**Information given**
══════════

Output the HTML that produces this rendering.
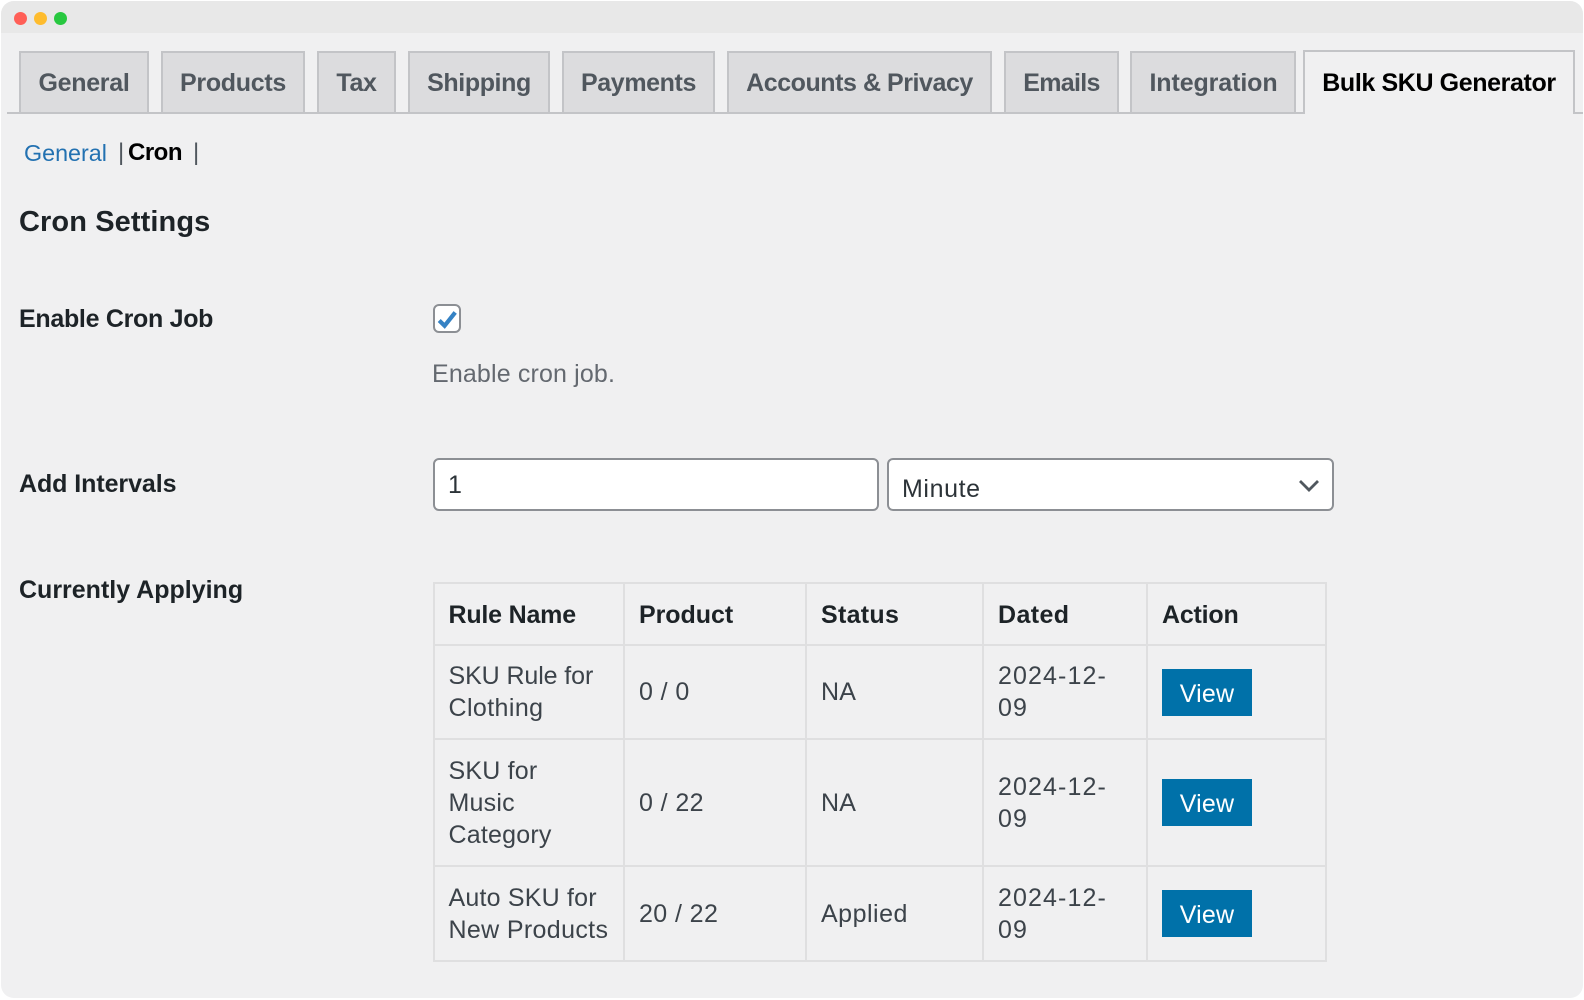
<!DOCTYPE html>
<html lang="en">
<head>
<meta charset="utf-8">
<title>Cron Settings</title>
<style>
html,body{margin:0;padding:0;background:#fff;width:1584px;height:1000px;overflow:hidden}
body{font-family:"Liberation Sans",Arial,sans-serif;position:relative}
#win{position:absolute;left:1px;top:1px;width:1582px;height:997px;background:#f0f0f1;border-radius:13px;overflow:hidden}
#bar{position:absolute;left:0;top:0;width:100%;height:32px;background:#e8e8e8}
.dot{position:absolute;top:10.5px;width:13px;height:13px;border-radius:50%}
.abs{position:absolute;white-space:nowrap;line-height:30px}
#line{position:absolute;left:6px;top:111px;width:1576px;height:2px;background:#c3c4c7}
.tab{position:absolute;top:50px;height:61px;box-sizing:border-box;background:#dcdcde;border:2px solid #c3c4c7;border-bottom:0;color:#50575e;font-weight:bold;font-size:25px;letter-spacing:-.3px;text-align:center;line-height:61px;white-space:nowrap}
.tab.on{top:49px;height:64px;background:#f0f0f1;color:#000;letter-spacing:-.38px;line-height:62px}
.lab{font-weight:bold;font-size:25px;letter-spacing:-.3px;color:#1d2327}
.fld{position:absolute;box-sizing:border-box;background:#fff;border:2px solid #8c8f94;border-radius:6px}
table{position:absolute;left:432px;top:581px;border-collapse:collapse;table-layout:fixed;width:892px}
td,th{border:2px solid #dfdfe0;padding:0 0 0 14px;text-align:left;font-size:25px;line-height:32px;color:#3c434a;letter-spacing:.2px;vertical-align:middle;box-sizing:border-box;font-weight:normal;white-space:nowrap}
td:first-child,th:first-child{padding-left:13.5px}
th{font-weight:bold;color:#1d2327;letter-spacing:-.2px;padding-top:1px}
.btn{display:block;width:90px;height:47px;background:#0071a9;color:#fff;text-align:center;line-height:50px;font-size:25px;letter-spacing:.2px}
.date{letter-spacing:1.1px}
.num{letter-spacing:.4px}
</style>
</head>
<body>
<div id="win">
  <div id="bar"></div>
  <div class="dot" style="left:13.2px;background:#ff5f57"></div>
  <div class="dot" style="left:33.2px;background:#febc2e"></div>
  <div class="dot" style="left:53.2px;background:#28c840"></div>

  <div id="line"></div>
  <div class="tab" style="left:18px;width:130px">General</div>
  <div class="tab" style="left:160px;width:144px">Products</div>
  <div class="tab" style="left:316px;width:79px">Tax</div>
  <div class="tab" style="left:407px;width:142px;letter-spacing:-.4px">Shipping</div>
  <div class="tab" style="left:561px;width:153px;letter-spacing:-.4px">Payments</div>
  <div class="tab" style="left:726px;width:265px;letter-spacing:-.45px">Accounts &amp; Privacy</div>
  <div class="tab" style="left:1003px;width:115px;letter-spacing:-.7px">Emails</div>
  <div class="tab" style="left:1129px;width:166px;letter-spacing:-.1px;padding-left:1px">Integration</div>
  <div class="tab on" style="left:1302px;width:272px">Bulk SKU Generator</div>

  <div class="abs" style="left:23px;top:137px;font-size:23.3px;color:#2271b1">General</div>
  <div class="abs" style="left:117px;top:137px;font-size:24px;color:#50575e">|</div>
  <div class="abs" style="left:127px;top:137px;font-size:24px;font-weight:bold;color:#000;letter-spacing:-.5px">Cron</div>
  <div class="abs" style="left:192px;top:137px;font-size:24px;color:#50575e">|</div>

  <div class="abs" style="left:18px;top:206px;font-size:29px;font-weight:bold;color:#1d2327;letter-spacing:.1px">Cron Settings</div>

  <div class="abs lab" style="left:18px;top:303px">Enable Cron Job</div>
  <div class="fld" style="left:432px;top:303px;width:28px;height:29px"></div>
  <svg style="position:absolute;left:431px;top:303px" width="29" height="29" viewBox="0 0 29 29"><path d="M7.2 16.5 L12.6 21.8 L23.2 8.4" fill="none" stroke="#3582c4" stroke-width="4.2"/></svg>
  <div class="abs" style="left:431px;top:358px;font-size:25px;color:#646970;letter-spacing:.15px">Enable cron job.</div>

  <div class="abs lab" style="left:18px;top:468px;letter-spacing:-.07px">Add Intervals</div>
  <div class="fld" style="left:432px;top:457px;width:446px;height:53px"></div>
  <div class="abs" style="left:447px;top:469px;font-size:25px;color:#2c3338">1</div>
  <div class="fld" style="left:886px;top:457px;width:447px;height:53px"></div>
  <div class="abs" style="left:901px;top:473px;font-size:25px;color:#2c3338;letter-spacing:.6px">Minute</div>
  <svg style="position:absolute;left:1295px;top:475px" width="28" height="18" viewBox="0 0 28 18"><path d="M4 5 L13 14 L22 5" fill="none" stroke="#50575e" stroke-width="2.8"/></svg>

  <div class="abs lab" style="left:18px;top:574px;letter-spacing:0">Currently Applying</div>

  <table>
    <colgroup><col style="width:190px"><col style="width:182px"><col style="width:177px"><col style="width:164px"><col style="width:179px"></colgroup>
    <tr style="height:62px"><th>Rule Name</th><th style="letter-spacing:-.05px">Product</th><th style="letter-spacing:.3px">Status</th><th style="letter-spacing:.4px">Dated</th><th>Action</th></tr>
    <tr style="height:94px"><td><span style="letter-spacing:-.1px">SKU Rule for</span><br><span style="letter-spacing:.4px">Clothing</span></td><td class="num">0 / 0</td><td>NA</td><td class="date">2024-12-<br>09</td><td><span class="btn">View</span></td></tr>
    <tr style="height:127px"><td>SKU for<br>Music<br>Category</td><td class="num">0 / 22</td><td>NA</td><td class="date">2024-12-<br>09</td><td><span class="btn">View</span></td></tr>
    <tr style="height:95px"><td>Auto SKU for<br><span style="letter-spacing:.35px">New Products</span></td><td class="num">20 / 22</td><td style="letter-spacing:.5px">Applied</td><td class="date">2024-12-<br>09</td><td><span class="btn">View</span></td></tr>
  </table>
</div>
</body>
</html>
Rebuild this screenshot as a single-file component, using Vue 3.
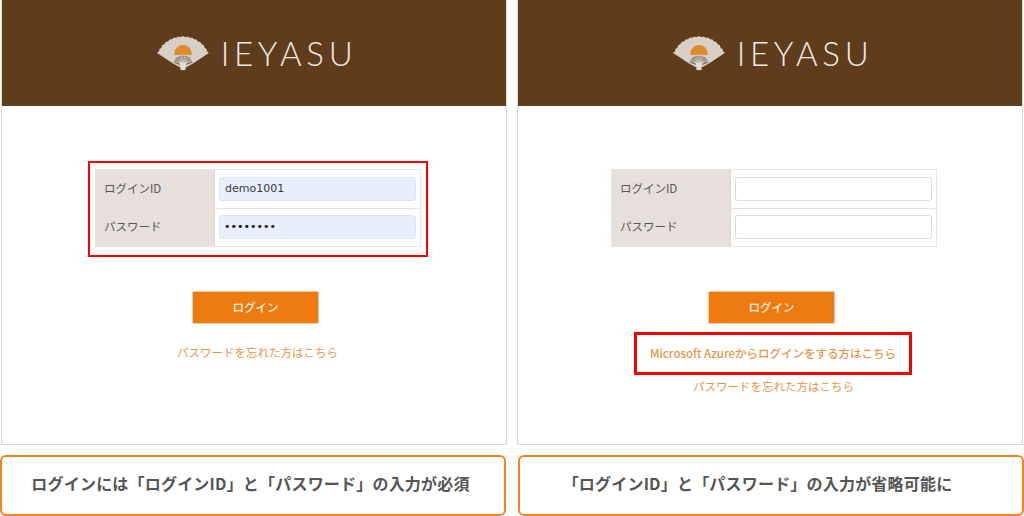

══════════

**What is needed**
Omit the pictures and reproduce the listing exactly.

**Task output**
Output the HTML that produces this rendering.
<!DOCTYPE html>
<html lang="en">
<head>
<meta charset="utf-8">
<title>Cron Settings</title>
<style>
html,body{margin:0;padding:0;background:#fff;width:1584px;height:1000px;overflow:hidden}
body{font-family:"Liberation Sans",Arial,sans-serif;position:relative}
#win{position:absolute;left:1px;top:1px;width:1582px;height:997px;background:#f0f0f1;border-radius:13px;overflow:hidden}
#bar{position:absolute;left:0;top:0;width:100%;height:32px;background:#e8e8e8}
.dot{position:absolute;top:10.5px;width:13px;height:13px;border-radius:50%}
.abs{position:absolute;white-space:nowrap;line-height:30px}
#line{position:absolute;left:6px;top:111px;width:1576px;height:2px;background:#c3c4c7}
.tab{position:absolute;top:50px;height:61px;box-sizing:border-box;background:#dcdcde;border:2px solid #c3c4c7;border-bottom:0;color:#50575e;font-weight:bold;font-size:25px;letter-spacing:-.3px;text-align:center;line-height:61px;white-space:nowrap}
.tab.on{top:49px;height:64px;background:#f0f0f1;color:#000;letter-spacing:-.38px;line-height:62px}
.lab{font-weight:bold;font-size:25px;letter-spacing:-.3px;color:#1d2327}
.fld{position:absolute;box-sizing:border-box;background:#fff;border:2px solid #8c8f94;border-radius:6px}
table{position:absolute;left:432px;top:581px;border-collapse:collapse;table-layout:fixed;width:892px}
td,th{border:2px solid #dfdfe0;padding:0 0 0 14px;text-align:left;font-size:25px;line-height:32px;color:#3c434a;letter-spacing:.2px;vertical-align:middle;box-sizing:border-box;font-weight:normal;white-space:nowrap}
td:first-child,th:first-child{padding-left:13.5px}
th{font-weight:bold;color:#1d2327;letter-spacing:-.2px;padding-top:1px}
.btn{display:block;width:90px;height:47px;background:#0071a9;color:#fff;text-align:center;line-height:50px;font-size:25px;letter-spacing:.2px}
.date{letter-spacing:1.1px}
.num{letter-spacing:.4px}
</style>
</head>
<body>
<div id="win">
  <div id="bar"></div>
  <div class="dot" style="left:13.2px;background:#ff5f57"></div>
  <div class="dot" style="left:33.2px;background:#febc2e"></div>
  <div class="dot" style="left:53.2px;background:#28c840"></div>

  <div id="line"></div>
  <div class="tab" style="left:18px;width:130px">General</div>
  <div class="tab" style="left:160px;width:144px">Products</div>
  <div class="tab" style="left:316px;width:79px">Tax</div>
  <div class="tab" style="left:407px;width:142px;letter-spacing:-.4px">Shipping</div>
  <div class="tab" style="left:561px;width:153px;letter-spacing:-.4px">Payments</div>
  <div class="tab" style="left:726px;width:265px;letter-spacing:-.45px">Accounts &amp; Privacy</div>
  <div class="tab" style="left:1003px;width:115px;letter-spacing:-.7px">Emails</div>
  <div class="tab" style="left:1129px;width:166px;letter-spacing:-.1px;padding-left:1px">Integration</div>
  <div class="tab on" style="left:1302px;width:272px">Bulk SKU Generator</div>

  <div class="abs" style="left:23px;top:137px;font-size:23.3px;color:#2271b1">General</div>
  <div class="abs" style="left:117px;top:137px;font-size:24px;color:#50575e">|</div>
  <div class="abs" style="left:127px;top:137px;font-size:24px;font-weight:bold;color:#000;letter-spacing:-.5px">Cron</div>
  <div class="abs" style="left:192px;top:137px;font-size:24px;color:#50575e">|</div>

  <div class="abs" style="left:18px;top:206px;font-size:29px;font-weight:bold;color:#1d2327;letter-spacing:.1px">Cron Settings</div>

  <div class="abs lab" style="left:18px;top:303px">Enable Cron Job</div>
  <div class="fld" style="left:432px;top:303px;width:28px;height:29px"></div>
  <svg style="position:absolute;left:431px;top:303px" width="29" height="29" viewBox="0 0 29 29"><path d="M7.2 16.5 L12.6 21.8 L23.2 8.4" fill="none" stroke="#3582c4" stroke-width="4.2"/></svg>
  <div class="abs" style="left:431px;top:358px;font-size:25px;color:#646970;letter-spacing:.15px">Enable cron job.</div>

  <div class="abs lab" style="left:18px;top:468px;letter-spacing:-.07px">Add Intervals</div>
  <div class="fld" style="left:432px;top:457px;width:446px;height:53px"></div>
  <div class="abs" style="left:447px;top:469px;font-size:25px;color:#2c3338">1</div>
  <div class="fld" style="left:886px;top:457px;width:447px;height:53px"></div>
  <div class="abs" style="left:901px;top:473px;font-size:25px;color:#2c3338;letter-spacing:.6px">Minute</div>
  <svg style="position:absolute;left:1295px;top:475px" width="28" height="18" viewBox="0 0 28 18"><path d="M4 5 L13 14 L22 5" fill="none" stroke="#50575e" stroke-width="2.8"/></svg>

  <div class="abs lab" style="left:18px;top:574px;letter-spacing:0">Currently Applying</div>

  <table>
    <colgroup><col style="width:190px"><col style="width:182px"><col style="width:177px"><col style="width:164px"><col style="width:179px"></colgroup>
    <tr style="height:62px"><th>Rule Name</th><th style="letter-spacing:-.05px">Product</th><th style="letter-spacing:.3px">Status</th><th style="letter-spacing:.4px">Dated</th><th>Action</th></tr>
    <tr style="height:94px"><td><span style="letter-spacing:-.1px">SKU Rule for</span><br><span style="letter-spacing:.4px">Clothing</span></td><td class="num">0 / 0</td><td>NA</td><td class="date">2024-12-<br>09</td><td><span class="btn">View</span></td></tr>
    <tr style="height:127px"><td>SKU for<br>Music<br>Category</td><td class="num">0 / 22</td><td>NA</td><td class="date">2024-12-<br>09</td><td><span class="btn">View</span></td></tr>
    <tr style="height:95px"><td>Auto SKU for<br><span style="letter-spacing:.35px">New Products</span></td><td class="num">20 / 22</td><td style="letter-spacing:.5px">Applied</td><td class="date">2024-12-<br>09</td><td><span class="btn">View</span></td></tr>
  </table>
</div>
</body>
</html>
Rebuild this screenshot as a single-file component, using Vue 3.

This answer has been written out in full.